Earlier that previous year, I’d engineered a reunion of sorts with Radley Metzger. Though they hadn’t seen each other in years, they lived in the same city and would often ask after each other. They seemed content to conduct an invisible dance around each other, like two old Jewish compadres not wanting to break the magic spell of their separation. Radley seemed to have a soft spot for Jamie.


Once I’d emailed Radley to tell him that it was Jamie’s birthday, and that Jamie always pointed out that it was also Hitler’s birthday on the same day. Radley emailed straight back to recount a little-known story of when Hitler had been celebrating his final birthday many years previously, deep in a Berlin bunker.


As Hitler was being toasted one last time by his cronies, a clairvoyant sat in the corner spoke up. A man the world will admire for his great portrayal of a sexual mastermind. In the years to come, the mystic said, a man will be born on this same day and he will become the greatest actor in all pornography. A man of unrivalled sexual attraction and physical prowess.


Hitler looked over at the clairvoyant, and muttered: "I bet he will be a Jew".


I passed the story to Jamie. It made him happy on his birthday.


Connecting Jamie to Constance Money was a tougher proposition.
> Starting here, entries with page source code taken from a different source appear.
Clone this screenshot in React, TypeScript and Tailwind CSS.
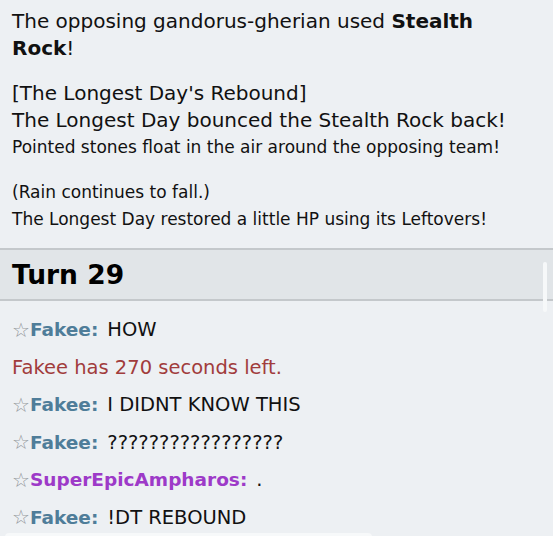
function Star() {
  return <span className="text-[#959a9e] font-normal text-[20px] leading-none">☆</span>;
}

function ChatLine({ name, color, msg }: { name: string; color: string; msg: string }) {
  return (
    <div className="flex items-center h-[37.5px]">
      <Star />
      <strong className={`${color} font-bold text-[18.5px]`}>{name}:</strong>
      <span className="ml-[9px] text-[#111]">{msg}</span>
    </div>
  );
}

export default function App() {
  return (
    <div
      className="relative w-[553px] h-[536px] overflow-hidden bg-[#edf0f3] text-[#111] text-[20px] leading-[27px]"
      style={{ fontFamily: '"DejaVu Sans", Verdana, sans-serif' }}
    >
      {/* BATTLE LOG */}
      <div className="px-3 pt-[8px]">
        <div>
          The opposing gandorus-gherian used <strong>Stealth Rock</strong>!
        </div>
        <div className="mt-[18px]">[The Longest Day's Rebound]</div>
        <div>The Longest Day bounced the Stealth Rock back!</div>
        <div className="text-[17px]">Pointed stones float in the air around the opposing team!</div>
        <div className="mt-[18px] text-[17px]">(Rain continues to fall.)</div>
        <div className="text-[17px]">The Longest Day restored a little HP using its Leftovers!</div>
      </div>

      {/* TURN HEADER */}
      <div className="mt-[15px] border-y-2 border-[#c4c8cb] bg-[#e1e5e8] px-3 h-[53px] flex items-center">
        <h2 className="text-[26.5px] font-bold text-black">Turn 29</h2>
      </div>

      {/* CHAT */}
      <div className="px-3 pt-[10px] text-[19.5px]">
        <ChatLine name="Fakee" color="text-[#4f7d99]" msg="HOW" />
        <div className="h-[37.5px] flex items-center text-[#a13c3c]">Fakee has 270 seconds left.</div>
        <ChatLine name="Fakee" color="text-[#4f7d99]" msg="I DIDNT KNOW THIS" />
        <ChatLine name="Fakee" color="text-[#4f7d99]" msg="?????????????????" />
        <ChatLine name="SuperEpicAmpharos" color="text-[#9d3ac8]" msg="." />
        <ChatLine name="Fakee" color="text-[#4f7d99]" msg="!DT REBOUND" />
      </div>

      {/* input box peeking at bottom */}
      <div className="absolute left-[5px] top-[533px] w-[367px] h-[20px] rounded-t bg-[#f7f9fa]" />

      {/* scrollbar */}
      <div className="absolute left-[543px] top-[262px] w-[4px] h-[50px] rounded-full bg-[#f6f8f9]" />
    </div>
  );
}
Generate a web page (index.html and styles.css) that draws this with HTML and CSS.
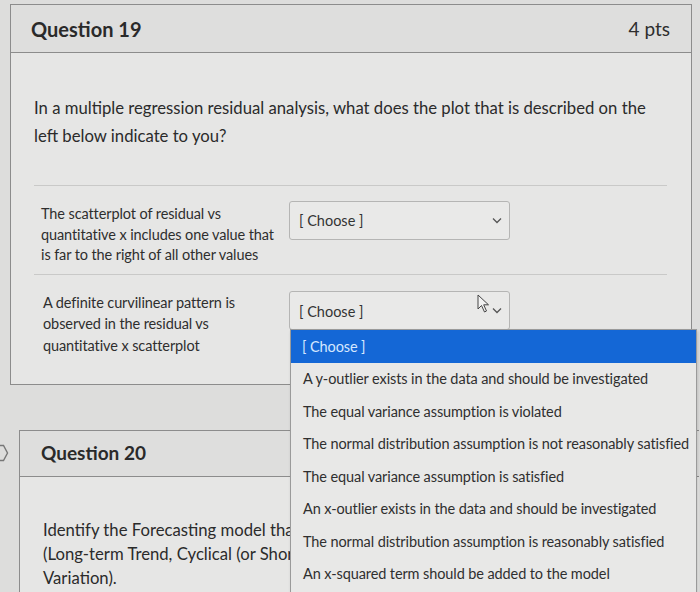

Jamie told me of a fling that he’d had with her off-set at the time of Misty Beethoven (and later with her sister too), but he’d had no contact with her since making ‘A Taste of Money’ with her in the early 1980s. He knew she had a son and thought she’d settled in the Pacific North West. She’d been out of the adult industry for 30 years and no longer lived in New York.


I eventually contacted her and found her to be as smart and bright as I had heard. Frustration at being forever Constance Money. Annoyance at the secrecy she has to endure to this day. She talked about returning to New York for the first time in decades, but was afflicted by a number of health issues that limited her independence. I asked about her memories of ‘Misty Beethoven and learned that sometimes time is not a great healer. And frankly, irritation at the way that no financial benefits have come her way as a result of her misadventure all those years before. She talked about writing a book to set the record straight, but was concerned about the impact it could have on her private life. Clearly 30 years had not dulled a sense of bitterness.
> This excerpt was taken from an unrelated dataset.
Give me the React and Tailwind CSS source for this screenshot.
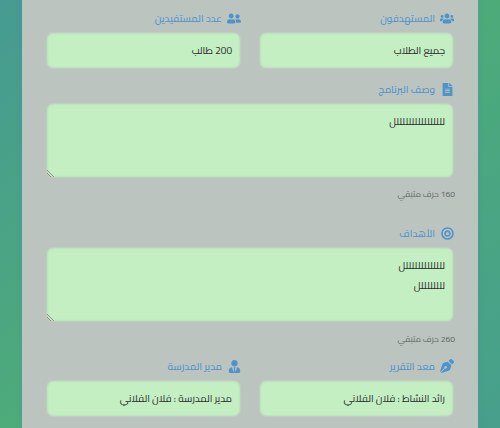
import React from "react";
import { FaUsers, FaUserFriends, FaFileAlt, FaUserTie, FaPenNib, FaBullseye } from "react-icons/fa";

const font = "font-['Cairo','Noto_Sans',sans-serif]";

function Label({ icon, children }) {
  return (
    <div className="flex items-center gap-[5px] h-[20px] mb-[4px] text-[10px] font-medium text-[#5094cb]">
      <span className="w-[14px] shrink-0 flex justify-center text-[15px] text-[#4f93cb]">{icon}</span>
      <span className="whitespace-nowrap">{children}</span>
    </div>
  );
}

const box = "rounded-[7px] bg-[#c3efc3] border border-[#c2cac5] shadow-[inset_0_0_2px_rgba(130,160,130,0.45)] text-[#2b2b2b]";

function Input({ value }) {
  return (
    <div className={`${box} h-[37px] flex items-center px-[8px] text-[10px]`}>
      {value}
    </div>
  );
}

function Area({ lines }) {
  return (
    <div className={`${box} relative h-[75px] px-[8px] pt-[8px] text-[10px] leading-[20px]`}>
      {lines.map((l, i) => <div key={i}>{l}</div>)}
      <svg className="absolute left-0 bottom-0" width="8" height="8" viewBox="0 0 8 8" stroke="#777" strokeWidth="0.7">
        <path d="M0 1 L7 8 M0 4 L4 8" />
      </svg>
    </div>
  );
}

function Counter({ children, className }) {
  return <div className={`h-[16px] text-[8.5px] leading-[16px] text-[#5f6662] -mr-[1px] ${className}`}>{children}</div>;
}

export default function App() {
  return (
    <div dir="rtl" className={`${font} w-[500px] h-[428px] overflow-hidden bg-[linear-gradient(135deg,#469a92_0%,#4eac78_50%,#4aa87e_65%,#479f8c_100%)] flex justify-center`}>
      <div className="w-[456px] h-full bg-[#bcc4c0] px-[24px] pt-[8px] shadow-[0_0_4px_rgba(70,140,180,0.6)]">
        <div className="grid grid-cols-2 gap-x-[18px]">
          <div><Label icon={<FaUsers />}>المستهدفون</Label><Input value="جميع الطلاب" /></div>
          <div><Label icon={<FaUserFriends />}>عدد المستفيدين</Label><Input value="200 طالب" /></div>
        </div>
        <div className="mt-[10px]"><Label icon={<FaFileAlt className="text-[13px]" />}>وصف البرنامج</Label><Area lines={["للللللللللللللللل"]} /></div>
        <Counter className="mt-[8px]">160 حرف متبقي</Counter>
        <div className="mt-[21px]"><Label icon={<FaBullseye className="text-[13px]" />}>الأهداف</Label><Area lines={["لللللللللللللل", "للللللللل"]} /></div>
        <Counter className="mt-[9px]">260 حرف متبقي</Counter>
        <div className="grid grid-cols-2 gap-x-[18px] mt-[9px]">
          <div><Label icon={<FaPenNib className="text-[14px]" />}>معد التقرير</Label><Input value="رائد النشاط : فلان الفلاني" /></div>
          <div><Label icon={<FaUserTie className="text-[13px]" />}>مدير المدرسة</Label><Input value="مدير المدرسة : فلان الفلاني" /></div>
        </div>
      </div>
    </div>
  );
}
I asked about her memories of Jamie. They’d had a short relationship and she clearly still had affectionate memories of him. But as they’d become closer, the physical side of the relationship had become rougher, and in the end she’d broken away from him in self-preservation mode. More anger. But this time tempered by sadness.


I told her about Jamie’s illness and passed on his contact details to her. And they’d spoke about the film they’d made 34 years before. Susan had been in touch. They’d had a long talk. They’d been honest and candid, and had exorcised a few ghosts. A few days later Jamie called me.
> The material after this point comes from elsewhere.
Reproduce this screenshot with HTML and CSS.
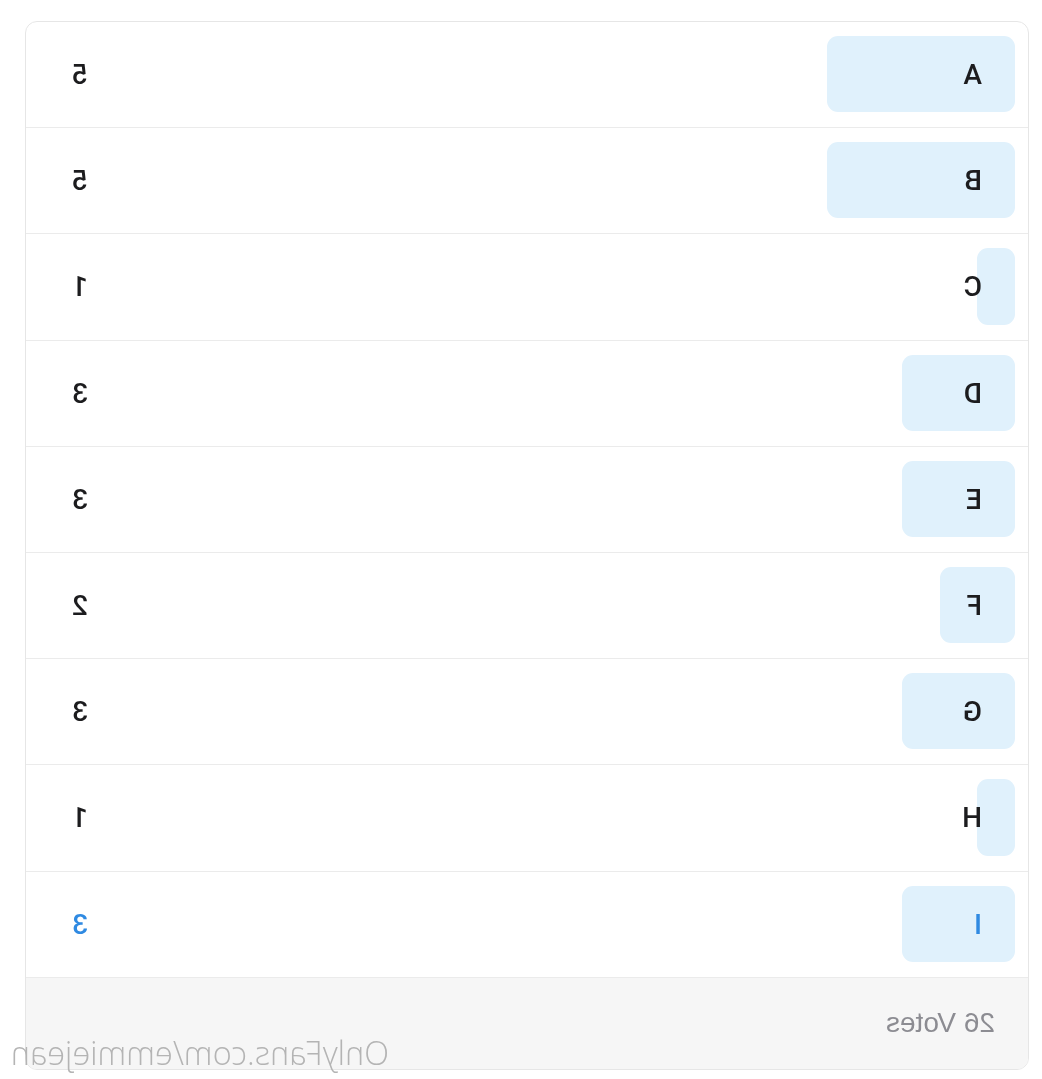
FILE: index.html
```html
<!DOCTYPE html>
<html lang="en">
<head>
    <meta charset="UTF-8">
    <meta name="viewport" content="width=device-width, initial-scale=1.0">
    <title>Poll results</title>
    <link rel="stylesheet" href="styles.css">
</head>
<body>
    <!-- the screenshot is a mirrored capture, so the whole page is flipped -->
    <div class="page">
        <section class="poll">
            <div class="row">
                <div class="track"><div class="fill" style="width: 19.23%"></div></div>
                <span class="label">A</span><span class="count">5</span>
            </div>
            <div class="row">
                <div class="track"><div class="fill" style="width: 19.23%"></div></div>
                <span class="label">B</span><span class="count">5</span>
            </div>
            <div class="row">
                <div class="track"><div class="fill" style="width: 3.85%"></div></div>
                <span class="label">C</span><span class="count">1</span>
            </div>
            <div class="row">
                <div class="track"><div class="fill" style="width: 11.54%"></div></div>
                <span class="label">D</span><span class="count">3</span>
            </div>
            <div class="row">
                <div class="track"><div class="fill" style="width: 11.54%"></div></div>
                <span class="label">E</span><span class="count">3</span>
            </div>
            <div class="row">
                <div class="track"><div class="fill" style="width: 7.69%"></div></div>
                <span class="label">F</span><span class="count">2</span>
            </div>
            <div class="row">
                <div class="track"><div class="fill" style="width: 11.54%"></div></div>
                <span class="label">G</span><span class="count">3</span>
            </div>
            <div class="row">
                <div class="track"><div class="fill" style="width: 3.85%"></div></div>
                <span class="label">H</span><span class="count">1</span>
            </div>
            <div class="row selected">
                <div class="track"><div class="fill" style="width: 11.54%"></div></div>
                <span class="label">I</span><span class="count">3</span>
            </div>
            <footer class="poll-footer">26 Votes</footer>
        </section>
        <span class="watermark">OnlyFans.com/emmiejean</span>
    </div>
</body>
</html>
```

FILE: styles.css
```css
body {
    margin: 0;
    background: #fff;
    font-family: Roboto, 'Liberation Sans', sans-serif;
}
.page {
    position: relative;
    width: 1042px;
    height: 1079px;
    padding: 21px 0 0 13px;
    box-sizing: border-box;
    transform: scaleX(-1);
}
.poll {
    width: 1004px;
    border: 1px solid #e6e6e6;
    border-radius: 12px;
    overflow: hidden;
    box-sizing: border-box;
}
.row {
    position: relative;
    height: 106.2px;
    padding: 0 46px;
    display: flex;
    align-items: center;
    justify-content: space-between;
    border-bottom: 1px solid #ebebeb;
    box-sizing: border-box;
    font-size: 28px;
    font-weight: 500;
    color: #1c1c1e;
}
.track {
    position: absolute;
    top: 14px;
    bottom: 15px;
    left: 13px;
    right: 13px;
}
.fill {
    height: 100%;
    background-color: #e0f1fc;
    border-radius: 11px;
}
.label,
.count {
    position: relative;
}
.selected {
    color: #2f8ae2;
}
.poll-footer {
    height: 91px;
    display: flex;
    align-items: center;
    padding: 0 33px;
    background-color: #f6f6f6;
    color: #8c8c92;
    font-family: 'Liberation Sans', sans-serif;
    font-size: 28px;
}
.watermark {
    position: absolute;
    left: 653px;
    top: 1030px;
    font-family: 'Open Sans', sans-serif;
    font-weight: 300;
    font-size: 32.5px;
    color: #b4b4b4;
    white-space: nowrap;
}
```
Misty Beethoven and Dr. Seymour Love. Talking in the age of the internet.


Susan was initially suspicious of Jamie’s affection for the film, but over the course of their conversation she relaxed and mellowed. They swapped stories and even joked about the inanity of being sexual partners in the greatest adult film of all.


In the weeks that followed, I visited Jamie at his home. He said the last thing he did each night before turning in was to reach up and kiss it. As I climbed the stairs to see him, I saw the framed ‘Misty Beethoven’ poster hung at the top of the stairs he climbed to go to bed each night. He was bed-ridden by now and in constant pain.